As any hope for future public funding of the Loop Trolley is tossed around like a hot potato by local leaders, the question of accountability is quickly moving to the forefront.

While it may not be a foregone conclusion that the Trolley’s demise is imminent, many are already asking who is to blame and whether the Trolley’s failure will have lasting impact on the area.

The St. Louis County Council is hoping federal officials will get involved to answer that last question and hold those behind the Loop Trolley project responsible.

Council member Mark Harder [R-District 7] was the first official to not only rebuff any notion of more county funding for the project but also call for an investigation. In a resolution Harder introduced at the Oct. 22 council meeting, the council requested assistance from federal officials in taking a closer look at how the once-promising transportation project came to a point of impending insolvency.

“It would be appropriate to subject the Loop Trolley project to a federal audit given that it yet again finds itself in an unsustainable financial position,” the resolution read in part.

The Loop Trolley began with an ambitious vision to connect many diverse neighborhoods in the Greater St. Louis area with a central means of transit that would also spur economic development along the route. But like so many ambitious projects throughout history, the Loop Trolley has been mired in setbacks and bad luck.

Loop Trolley [Facebook photo]
Loop Trolley [Facebook photo]

While the Loop Trolley found support among public officials, private investment has been much slower to develop. According to records provided by a Loop Trolley spokesperson, over $51 million dollars has been invested in the project from a variety of both federal and local sources. That includes $3 million dollars from St. Louis County.

All the while private investment, which includes two separate loans for $100,000 each from “private supporters,” has amounted to a mere $900,000 of the Trolley’s overall financial commitment. If insolvency is inevitable, it will be mostly public dollars that are lost.

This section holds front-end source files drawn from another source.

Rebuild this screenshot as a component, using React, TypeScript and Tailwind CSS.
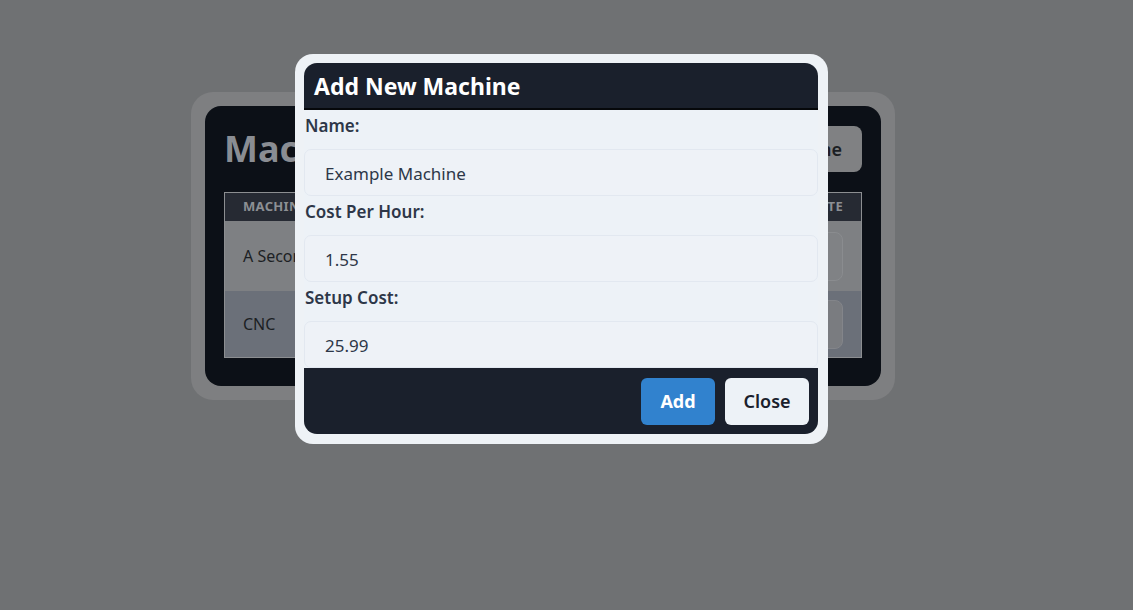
import React from "react";

const font = { fontFamily: '"Noto Sans", "Open Sans", sans-serif' };

type Machine = { name: string };

const machines: Machine[] = [{ name: "A Second Machine" }, { name: "CNC" }];

function MachineTable() {
  return (
    <div className="w-[704px] h-[308px] p-[14px] rounded-[22px] bg-[#7e7f81]">
      <div className="h-full rounded-[16px] bg-[#0c1017] px-[19px] pt-[20px]">
        <div className="flex items-center justify-between h-[46px]">
          <h1 className="text-[36px] font-bold text-[#8a8d93] leading-none">Machines</h1>
          <button className="h-[46px] px-[20px] rounded-[8px] bg-[#808183] text-[18px] font-semibold text-[#1c1f24]">
            Add Machine
          </button>
        </div>
        <div className="mt-[20px] border border-[#8c8e91]">
          <div className="flex h-[28px] items-center justify-between bg-[#262a33] px-[18px] text-[13px] font-bold uppercase tracking-wide text-[#8c8f94]">
            <span>Machine</span>
            <span>Delete</span>
          </div>
          {machines.map((m, i) => (
            <div
              key={m.name}
              className={
                "flex items-center justify-between pl-[18px] pr-[18px] " +
                (i === 0 ? "h-[70px] bg-[#7e8083]" : "h-[66px] bg-[#6b7079]")
              }
            >
              <span className="text-[16px] text-[#1c1f24]">{m.name}</span>
              <button
                className={
                  "h-[49px] w-[80px] rounded-[8px] border " +
                  (i === 0 ? "bg-[#808285] border-[#8a8c8f]" : "bg-[#7a7c80] border-[#83858a]")
                }
              />
            </div>
          ))}
        </div>
      </div>
    </div>
  );
}

function Field({ label, value }: { label: string; value: string }) {
  return (
    <div>
      <label className="block pl-[1px] pt-[3px] pb-[10px] text-[17px] leading-[26px] font-semibold text-[#2d3748]">
        {label}
      </label>
      <div className="h-[47px] flex items-center px-[20px] pt-[2px] rounded-[7px] border border-[#e2e8f0] bg-[#eef2f7] text-[17px] text-[#2d3748]">
        {value}
      </div>
    </div>
  );
}

export default function App() {
  return (
    <div style={font} className="relative min-h-screen bg-[#6f7173] pl-[191px] pt-[92px]">
      <MachineTable />

      <div className="absolute inset-0">
        <div className="absolute left-[295px] top-[54px] w-[533px] pt-[9px] pl-[9px] pr-[10px] pb-[10px] rounded-[18px] bg-[#eef2f6]">
          <div className="rounded-[13px] overflow-hidden">
            <div className="h-[47px] flex items-center px-[10px] bg-[#1a202c] border-b-2 border-[#06080b]">
              <h2 className="text-[23px] font-bold text-white pt-[2px]">Add New Machine</h2>
            </div>
            <div className="h-[258px] overflow-hidden bg-[#edf2f7]">
              <Field label="Name:" value="Example Machine" />
              <Field label="Cost Per Hour:" value="1.55" />
              <Field label="Setup Cost:" value="25.99" />
            </div>
            <div className="h-[66px] flex justify-end gap-[10px] pt-[10px] pr-[9px] bg-[#1a202c]">
              <button className="h-[47px] w-[74px] rounded-[6px] bg-[#3182ce] text-[18px] font-bold text-white">
                Add
              </button>
              <button className="h-[47px] w-[84px] rounded-[6px] bg-[#edf2f7] text-[18px] font-semibold text-[#1a202c]">
                Close
              </button>
            </div>
          </div>
        </div>
      </div>
    </div>
  );
}
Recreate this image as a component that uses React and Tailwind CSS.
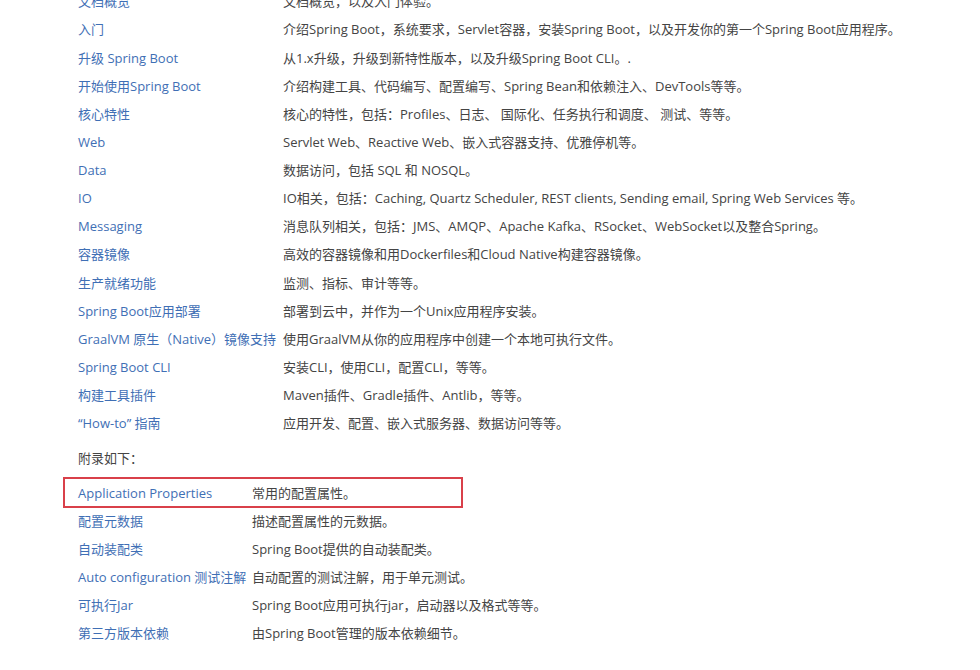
import React from "react";

const rows1 = [
  ["文档概览", "文档概览，以及入门体验。"],
  ["入门", "介绍Spring Boot，系统要求，Servlet容器，安装Spring Boot，以及开发你的第一个Spring Boot应用程序。"],
  ["升级 Spring Boot", "从1.x升级，升级到新特性版本，以及升级Spring Boot CLI。."],
  ["开始使用Spring Boot", "介绍构建工具、代码编写、配置编写、Spring Bean和依赖注入、DevTools等等。"],
  ["核心特性", "核心的特性，包括：Profiles、日志、 国际化、任务执行和调度、 测试、等等。"],
  ["Web", "Servlet Web、Reactive Web、嵌入式容器支持、优雅停机等。"],
  ["Data", "数据访问，包括 SQL 和 NOSQL。"],
  ["IO", "IO相关，包括：Caching, Quartz Scheduler, REST clients, Sending email, Spring Web Services 等。"],
  ["Messaging", "消息队列相关，包括：JMS、AMQP、Apache Kafka、RSocket、WebSocket以及整合Spring。"],
  ["容器镜像", "高效的容器镜像和用Dockerfiles和Cloud Native构建容器镜像。"],
  ["生产就绪功能", "监测、指标、审计等等。"],
  ["Spring Boot应用部署", "部署到云中，并作为一个Unix应用程序安装。"],
  ["GraalVM 原生（Native）镜像支持", "使用GraalVM从你的应用程序中创建一个本地可执行文件。"],
  ["Spring Boot CLI", "安装CLI，使用CLI，配置CLI，等等。"],
  ["构建工具插件", "Maven插件、Gradle插件、Antlib，等等。"],
  ["\u201cHow-to\u201d 指南", "应用开发、配置、嵌入式服务器、数据访问等等。"],
];

const rows2 = [
  ["Application Properties", "常用的配置属性。", true],
  ["配置元数据", "描述配置属性的元数据。"],
  ["自动装配类", "Spring Boot提供的自动装配类。"],
  ["Auto configuration 测试注解", "自动配置的测试注解，用于单元测试。"],
  ["可执行Jar", "Spring Boot应用可执行jar，启动器以及格式等等。"],
  ["第三方版本依赖", "由Spring Boot管理的版本依赖细节。"],
];

export default function App() {
  return (
    <div
      className="w-[980px] h-[670px] overflow-hidden bg-white text-[13px] text-[#444]"
      style={{ fontFamily: '"Open Sans", "Noto Sans CJK SC", sans-serif' }}
    >
      <div className="mt-[-12px] pl-[78px] flex flex-col">
        {rows1.map(([a, b]) => (
          <div key={a} className="flex items-center h-[28.13px] whitespace-nowrap">
            <div className="w-[205px] shrink-0 text-[#3f6fb5]">{a}</div>
            <div>{b}</div>
          </div>
        ))}
        <div className="h-[42px] flex items-center mt-[0px]">附录如下：</div>
        {rows2.map(([a, b, hl]) => (
          <div key={a} className="relative flex items-center h-[28px] whitespace-nowrap">
            {hl && (
              <div className="absolute left-[-15px] top-[-3px] w-[400px] h-[31px] border-2 border-[#d9404a]" />
            )}
            <div className="w-[174px] shrink-0 text-[#3f6fb5]">{a}</div>
            <div>{b}</div>
          </div>
        ))}
      </div>
    </div>
  );
}
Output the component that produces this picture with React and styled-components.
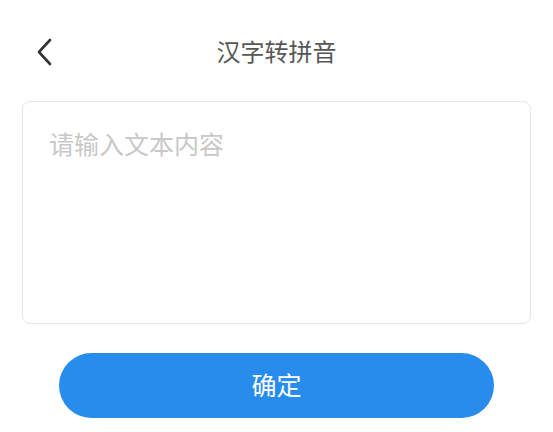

The people behind the Loop Trolley continue to believe the project has yet to realize its full potential and that its best days could still be ahead.

“We hope the council will move forward on the Loop Trolley Company’s request to convene a meeting of the Committee of the Whole so we can answer any questions regarding LTC’s finances and relationship with Loop Trolley TDD, present more detailed information and discuss how we might work with St. Louis County, the city of St. Louis and Loop Trolley Transportation Development District to devise a path to give this $52 million asset an opportunity to realize its potential as a connector of St. Louis neighborhoods,” Loop Trolley Company Board President John Meyer said in a statement provided to the press.

The resolution by the St. Louis County Council was passed unanimously. Whether it will ultimately result in an audit or investigation by federal officials is yet to be seen. However, despite continued pleas by supporters of the Loop Trolley project, no county officials have indicated any willingness to support additional public funding.